I just wanted to throw out some ideas about why women poets don't blog more as per Shanna Compton's writings. I agree with Shanna. If Notely had a blog, I'd be an addict!
It seems that the whole idea of a "poetry blog" was pretty much developed by Ron Sillman. So, he happened to be a guy, he happened to be a language poet, but it could have been anyone. To my knowledge, blogs were developed so that families could share photos. Then, came along the political blogs (which I'm guessing are largely liberal). I would deduce that these blogs (the writing and reading of them grew like wild fire) caught on because there is such a minor media outlet for liberal thinkers in America. (Morse, help me out here!) I would guess that sites like Juan Cole and Media Needle get more hits per day than Silliman does weekly.
I highly respect Silliman as an innovator in many forms.

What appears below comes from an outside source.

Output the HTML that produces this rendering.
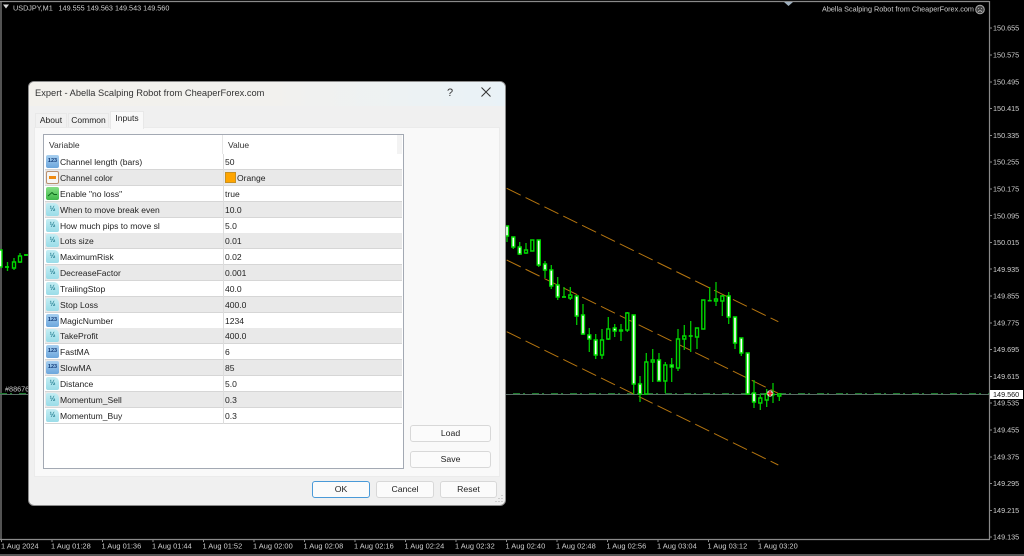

I think he's really smart. Sometimes, though, I wondered if his poetry hasn't suffered for the sake of the blog. Many of the women Shanna mentioned are cranking out poems and books like there is no tommorrow (didn't Alice just release TWO books). I don't think it's time thing - most of the poets Shanna mentions do have kids - but they are grown. (Hell, Anselm doesn't even live in the same county as his mom!)
I think it has to do with a number of factors
1. Priority: Is your priority your poetry or blog? Do you have time for both?
2. Age: Again, many of the women Shanna mentions must be over 60. I know many people of this age that are barely interested in the computer.
3. Ability to write prose: I think it is a mistake to assume wonderful poets can write prose: some can't, some can. I worked as a writer/or editor for a time and wrote countless college papers. I have learned to whip out prose quickly, but I know some TOP poets who struggle with it.
4. Money and Attention: Well, it can't be the money. No one gets paid for poetry books. But, I do think there is something more satisfying about getting a book published.
5. Obsession with poetry: I take my blog very seriously. I would guess as much as Ron. But, I am just not obsessed enough with poetry to read every book, and zone in on every scandel and comment about it. I have decided to use my blog as a catch-all for serious writings about disability, politics, and life. This can be negative because I feel like I've lost some poet readers, but I've also had the luck of having many non-poet readers.
When I started "blogging" I was blown away at how much artistic potenial and power the genre has. I would encourage everyone to use it fully.